Perception and understanding require not only the objects being studied but also our intact nervous system. One can there fore describe any experience as the universe, in the microcasm of the person, reflecting back and understanding itself.
Even though one can talk about unity and wholeness, the very real fact remains that one is separate. One doesn’t, in a state of everyday consciousness at least, experience oneself and the world from its foundations in being. The reality that ideas about psychological forces, atoms, and molecules relate to, though it is who and what one is, remains a mystery.
Perhaps the entire process is unconscious because of its total involvement in the moment. One would continue to be frustrated in finding oneself and the ground of ones ground because the reality of oneself would lie not in the image that develops but rather in the act of thinking itself. Whatever the answer, though I read, speak, move my hands, I remain impenetrable darkness which my intellect cannot illumine.Theories and ideas are all very fine, but who and what am I really?How and why does this occur? The abyss surrounds me.
We exist in a state of estrangement from ourselves and the world. The reality of the person is for the most part unconscious; this unconsciousness may be understood as a manifestation of an aspect of being which might be termed separation. This separateness is not a consequence of underlying physical forces, but is an irreducible aspect of reality; we are separate to the core of our being.
Consciousness is a totality of sensation, perception, thought, and so on. It is not a force in the dimension of the physical that weaves psychoneurological events into this cohesive unity with aspects of the material and syymbolic worlds. Likewise no physical law explains how the beingness of one’s individual world is cut off from the rest of the universe.
Separateness is integral to individual existence; it defines the person who is alone in thought action and death. The greatness of humankind lies in the individual’s separation from the whole. Becaus of this one is able to know and love the other; one has a separate and hence free will which makes possible heroic action. We exist as ourselves ultimately because we are separate from the rest. Though we are chance occurances in other respects, our aloneness gives us infinite significance. The person’s life is unique; it is irreplaceable, to be lived by that person alone and never again.
This condition of separateness or finitude, though miraculous and at the root of who one is, this fact of existential aloneness is also the ultimate horror.

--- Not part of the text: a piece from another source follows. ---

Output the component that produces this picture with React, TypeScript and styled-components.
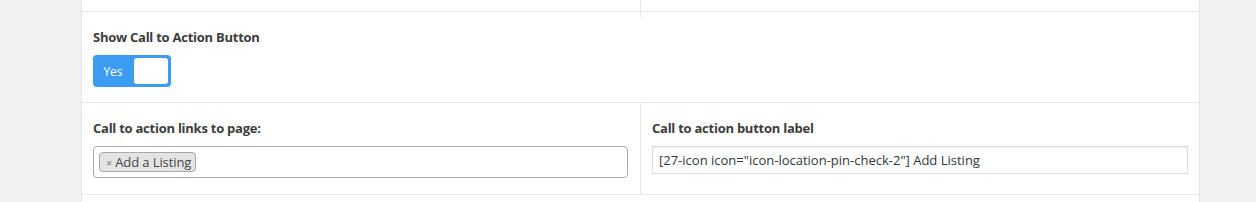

Separation is the source of anxiety and despair, the demons and monsters that guard the gates to one another and ourselves. Anxiety and despair arise from the encounter with nonbeing. We become anxious and afraid when faced with the possibility of losing something we love, something which is a source of meaning be it a person, a position or role, an object, or parts of ourselves such as our minds, our capacities to act effectively, or especially ourselves in our entirety. When the possibility of loss becomes reality, when we are brought face to face with the reality of separation from the beloved,we enter into the state of despair. Anxiety and despair involve us totally. Emotionally, we are in turmoil, in pain; things are confused; we want to retreat. Physically, our hearts race; we breathe heavily. There is on cure to anxiety in the sense that if we balance the chemistry or the psychic forces, the source of anxiety will be abolished. What there is , is the challenge of heroic action. It is when our attempts have all failed, when the possibility becomes reality, that we enter into a state of despair. We have reached our limits; we are vanquished. Nonbeing is victorious. Helpless, we see the days stretch ahead empty. With the loss of the loved object, one’s ties to the world are cut; other loves cannot lift the emotional weight of one’s existential aloneness. One longs to die but can’t. As long as reason is intact, suicide is no option. It offers no victory over the fates that have driven one to this point. There is no victory over death, no escape from guilt. To bring about one’s own death is to merely hurt others, there is not even the satisfaction of a last heroic act of rebellion against God. Suicide is madness; there is no escape. This is the existential reality of despair whose approach is signalled by anxiety. These are conditions of spiritual malaise which the person becomes as he is confronted by his finitude.
Neurotic anxiety, we understand as a signal of unconscious conflict. What this means is that we are free, that we can act in any manner. The rigid patterns need not be adhered to. These patterns, this character armour was conditioned and continues to operate in an attempt to avoid anxiety, the awareness of finitude, and the possibility of despair. Neurotic anxiety is psychopathological in that it is, as Freud stated, a private suffering. Anxiety in neurosis can be seen as existential anxiety which has been associated with an idea, memory, situation or object in order to have something which the person can control or avoid and thereby continue to otherwise function as normally as possible. One is able to avoid despair by manipulating its symbolic representation. At the point that the patient comes to us, the patient is acutely aware that her strategies have failed; somethging is not right. Nonbeing threatens and the result is neurotic and characterological symptomatology.
Anxiety as a state in which we are faced with our finitude, manifests itself in three forms: the first, perhaps foremost, is the anxiety of death; the second is related to our will, our actions, and is an anxiety associated with the possibility of final condemnation; thirdly is the anxiety that emerges when a sense of meaning to our lives is threatened.